The way that the protests are organised, on an ad hoc basis with different groups taking responsibility for different functions, also precludes easy categorisation and a single message coming out. But broadly, the protestors oppose what they see as the rise of the power of corporations at the expense of consumers and governments, and the spread of market forces and open markets around the world.

The problems for the Movement have arisen when this rather broad-brush critique comes up against a sharply reduced appetite since September 11 for fundamental attacks on the values underlying the US and other western industrialised countries. Susan George, the vice-president of the Paris-based Attac organisation, which campaigns for more regulation on international capital flows, says that she was repeatedly contacted by journalists in the wake of the September 11 attacks, wanting to know whether criticisms of American values would render her organisation unpopular. She says: "Eventually, I snapped and said that I was brought up with American values and there is nothing in my views that has changed or should change as a result of September 11."

But the links have been made between the views held by the Movement and the complete rejection of Americanism in all its forms - political, cultural and economic - which inspired the attacks. Clare Short, the outspoken UK development secretary, recently said that the protestors and those behind the September 11 attacks had at least one similar aim - to reduce world trade.

And the onset of a global economic slowdown, if not a full-scale recession, seems to have created a feeling that rejecting the system in its entirety is something of a luxury. The recent agreement on a trade deal at the WTO owed at least something, according to many observers, to a feeling that countries were better off sticking together than rocking the boat in the face of a global slowdown.

Ms George, among others, says there are opportunities as well as threats for organisations like hers from the heightened consciousness of global interdependence since the attacks. She cites the clampdown on terrorist finance since September 11 as an example of how the US administration can do a complete U-turn on issues such as tax havens and offshore financial centres when it realises how they affect domestic security and concerns.

The apparent renewed interest in development issues among policymakers - UK chancellor Gordon Brown's recent headline-grabbing call for $50bn more development aid a year is an example - seem to suggest that Ms George may be right. But there may be limited potential for the Movement to transform itself into a narrow, focused organisation like the astonishingly successful Jubilee 2000 and Drop the Debt campaigns to take advantage of this and push forward with specific issues.
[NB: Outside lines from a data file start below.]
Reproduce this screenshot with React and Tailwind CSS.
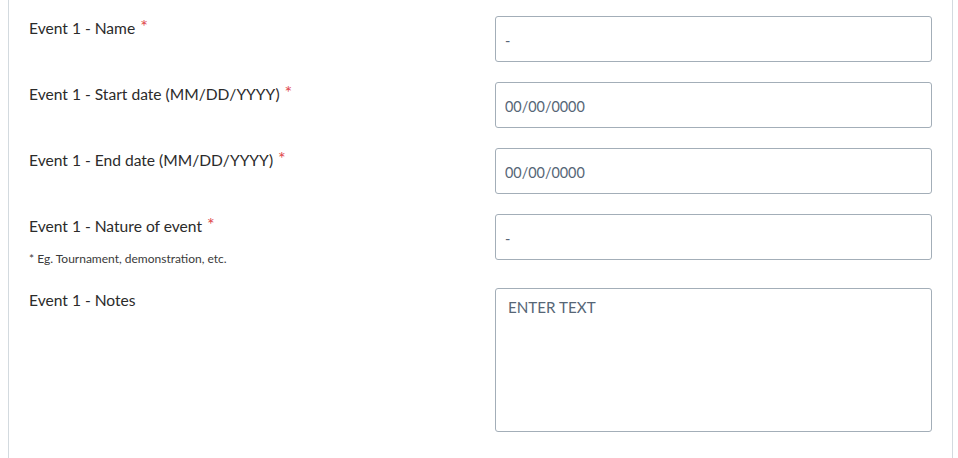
import React from 'react';

const rows = [
  { label: 'Event 1 - Name', required: true, placeholder: '-' },
  { label: 'Event 1 - Start date (MM/DD/YYYY)', required: true, placeholder: '00/00/0000' },
  { label: 'Event 1 - End date (MM/DD/YYYY)', required: true, placeholder: '00/00/0000' },
  {
    label: 'Event 1 - Nature of event',
    required: true,
    placeholder: '-',
    hint: '* Eg. Tournament, demonstration, etc.',
  },
];

function Label({ label, required, hint }) {
  return (
    <div className="w-[466px] shrink-0 pt-px">
      <div className="text-[15.6px] leading-[22px] text-[#2b2b2b]">
        {label}
        {required && <span className="ml-[5px] relative -top-px text-[18px] leading-none text-[#e0474c]">*</span>}
      </div>
      {hint && <div className="mt-[14px] text-[12px] leading-4 text-[#3a3a3a]">{hint}</div>}
    </div>
  );
}

export default function App() {
  return (
    <div className="min-h-[458px] bg-white" style={{ fontFamily: 'Lato, "Open Sans", sans-serif' }}>
      <div className="ml-2 w-[945px] min-h-[458px] border-x border-[#d3dadf] px-5 pt-4">
        <div className="flex flex-col gap-5">
          {rows.map((r) => (
            <div key={r.label} className="flex">
              <Label label={r.label} required={r.required} hint={r.hint} />
              <input
                className="h-[46px] w-[437px] rounded-[3px] border border-[#a3aeb8] px-[9px] pt-[2px] text-[14.4px] text-[#4f5f6f] placeholder:text-[#566676] outline-none"
                placeholder={r.placeholder}
              />
            </div>
          ))}
          <div className="mt-px flex">
            <Label label="Event 1 - Notes" />
            <textarea
              className="h-[144px] w-[437px] resize-none rounded-[3px] border border-[#a3aeb8] px-3 pt-[7px] text-[15.2px] text-[#4f5f6f] placeholder:text-[#566676] outline-none"
              placeholder="ENTER TEXT"
            />
          </div>
        </div>
      </div>
    </div>
  );
}
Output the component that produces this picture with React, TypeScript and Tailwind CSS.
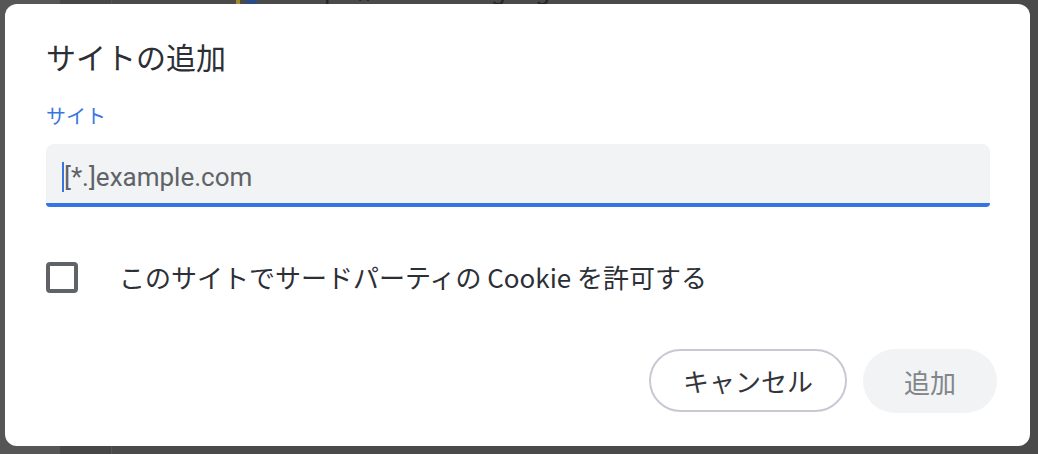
export default function App() {
  const sans = '"Noto Sans CJK JP", "Noto Sans", sans-serif';
  const latin = 'Roboto, "Noto Sans CJK JP", sans-serif';

  return (
    <div
      className="relative h-[454px] w-[1038px] overflow-hidden bg-[#4a4a4a]"
      style={{ fontFamily: sans }}
    >
      {/* dimmed settings page underneath */}
      <div className="flex h-full">
        <div className="h-full w-[60px] bg-[#565656]" />
        <div className="h-full w-[52px] border-r border-[#555] bg-[#474747]" />
        <div className="flex flex-1 flex-col">
          <div className="-mt-[25px] flex items-end gap-[36px] pl-[124px]">
            <div className="flex items-end gap-[6px]">
              <span className="h-[8px] w-[4px] bg-[#a08a2c]" />
              <span className="h-[8px] w-[11px] rounded-[1px] bg-[#2b4a86]" />
            </div>
            <span className="text-[26px] leading-[32px] text-[#262626]" style={{ fontFamily: latin }}>
              https://accounts.google.com
            </span>
          </div>
        </div>
      </div>

      {/* dialog */}
      <div className="absolute left-[5px] top-[4px] flex h-[442px] w-[1025px] flex-col rounded-[12px] bg-white pl-[41px] pr-[40px]">
        <h1 className="mt-[32px] text-[30px] leading-[40px] font-normal text-[#2d2f36]">サイトの追加</h1>

        <label className="mt-[26px] text-[20px] leading-[28px] text-[#3a76de]">サイト</label>
        <div className="mt-[14px] flex h-[63px] w-[944px] items-center rounded-t-[8px] rounded-b-[4px] border-b-[4px] border-[#3574e3] bg-[#f1f3f4] pl-[16px] pt-[6px]">
          <span className="h-[30px] w-[2px] bg-[#3574e3]" />
          <span className="text-[26px] leading-[32px] text-[#5f6368]" style={{ fontFamily: latin }}>
            [*.]example.com
          </span>
        </div>

        <div className="mt-[54px] flex items-center">
          <span className="h-[31px] w-[32px] rounded-[4px] border-[4px] border-[#5f6368]" />
          <span className="ml-[41px] text-[26px] leading-[32px] text-[#2d2f36]">
            このサイトでサードパーティの Cookie を許可する
          </span>
        </div>

        <div className="mt-[56px] flex justify-end gap-[16px]">
          <button className="h-[63px] w-[198px] rounded-full border-[2px] border-[#c7cad4] bg-white text-[26px] text-[#33353b]">
            キャンセル
          </button>
          <button className="mr-[-7px] h-[64px] w-[134px] rounded-full bg-[#f1f3f4] text-[26px] text-[#80868b]">
            追加
          </button>
        </div>
      </div>
    </div>
  );
}
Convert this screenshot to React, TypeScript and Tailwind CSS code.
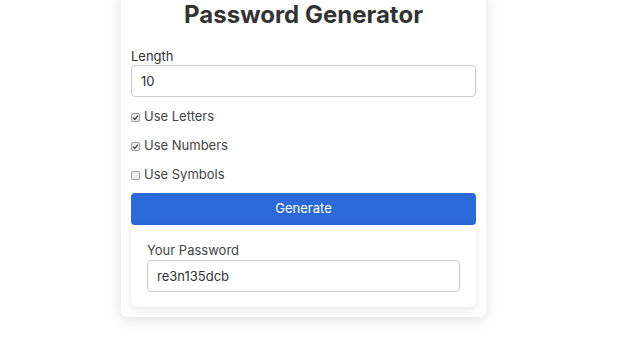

There seems little appetite, or even capability, within the Movement itself to become a set of permanent lobbyists, in the mode of the more established non-governmental organisations (NGOs) like Save the Children or the Catholic aid agency Cafod.

For one thing, members of the Movement point out that, contrary to popular belief, the pre-September 11 protests were a set of ad hoc events with a shifting membership, rather than a travelling circus of the same people each time with the same concerns . "Very few people could ever afford to summit-hop," says Matt Smucker, a volunteer with the well-known US group the Mobilization for Global Justice. "That is a media myth."Such loose organisation makes it hard for the Movement to change direction as a whole.

Second, members of the Movement appear to be temperamentally opposed to restricting themselves to the traditional routes of dialogue and persuasion.

"We don't think we will get change through convincing the World Bank they are wrong," says Soren Ambrose from the Fifty Years is Enough Network, which campaigns for radical reform of the IMF and World Bank. "We hope to reach out to a wider audience rather than hear a promise for yet another set of 'World Bank reforms'."